Moody’s slashes growth forecast
Moody’s on Monday slashed India’s growth forecast for 2020 to 5.4 per cent from 6.6 per cent projected earlier, on slower than expected economic recovery.
In its update on Global Macro Outlook, Moody’s Investors Service said India’s economy has decelerated rapidly over the last 2 years and economic recovery is likely to be “shallow”.
“While the economy may well begin to recover in the current quarter, we expect any recovery to be slower than we had previously expected. Accordingly, we have revised our growth forecasts to 5.4 per cent for 2020 and 5.8 per cent for 2021, down from our previous projections of 6.6 per cent and 6.7 per cent respectively,” Moody’s said.
Moody’s growth projections were based on calendar year and as per its estimates, India’s GDP grew 5 per cent in 2019.
The rating agency had in November 2019 projected economic growth in 2020 and 2021 at 6.6 per cent and 6.7 per cent, respectively.
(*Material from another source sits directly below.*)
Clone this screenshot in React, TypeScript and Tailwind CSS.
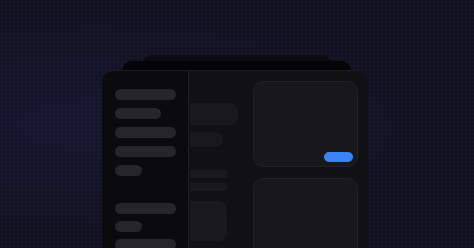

In its latest update, Moody’s said the reduction in India’s growth rate reflects domestic challenges rather than external factors.
Stating that the key to stronger economic momentum would be the revival of domestic demand and bank credit growth, Moody’s said the Union Budget 2020 did not contain a significant stimulus to address the demand slump.
With a weak economy and depressed credit growth reinforcing each other, Moody’s said “it is difficult to envision a quick turnaround of either, even if economic deceleration may have troughed”.
“As similar policies in other countries have shown, tax cuts are unlikely to translate into higher consumer and business spending when risk aversion is high,” Moody’s said.
The rating agency said it expects additional easing by the Reserve Bank. However, if the recent rise in CPI inflation, mainly as a result of higher food prices, is seen to have second-round effects, this would make it more challenging for the central bank to cut interest rates further, it added.
The RBI has lowered the repo rate by a cumulative 135 bps in 2019.
Inflation as measured by Consumer Price Index (CPI) rose to a 68-month-high of 7.59 per cent in January.
RBI’s mandated target range for retail inflation is 2-6 per cent and the central bank aims to keep it at 4 per cent over the medium term.
Moody’s said that resumption of credit growth is equally important as reviving demand, and banks have been reluctant to lend or lower lending rates despite successive rate cuts by the RBI.
“...credit impulse in the economy has deteriorated throughout the last year as a result of the drying up of lending from non-bank financial institutions as well as from banks,” Moody's said.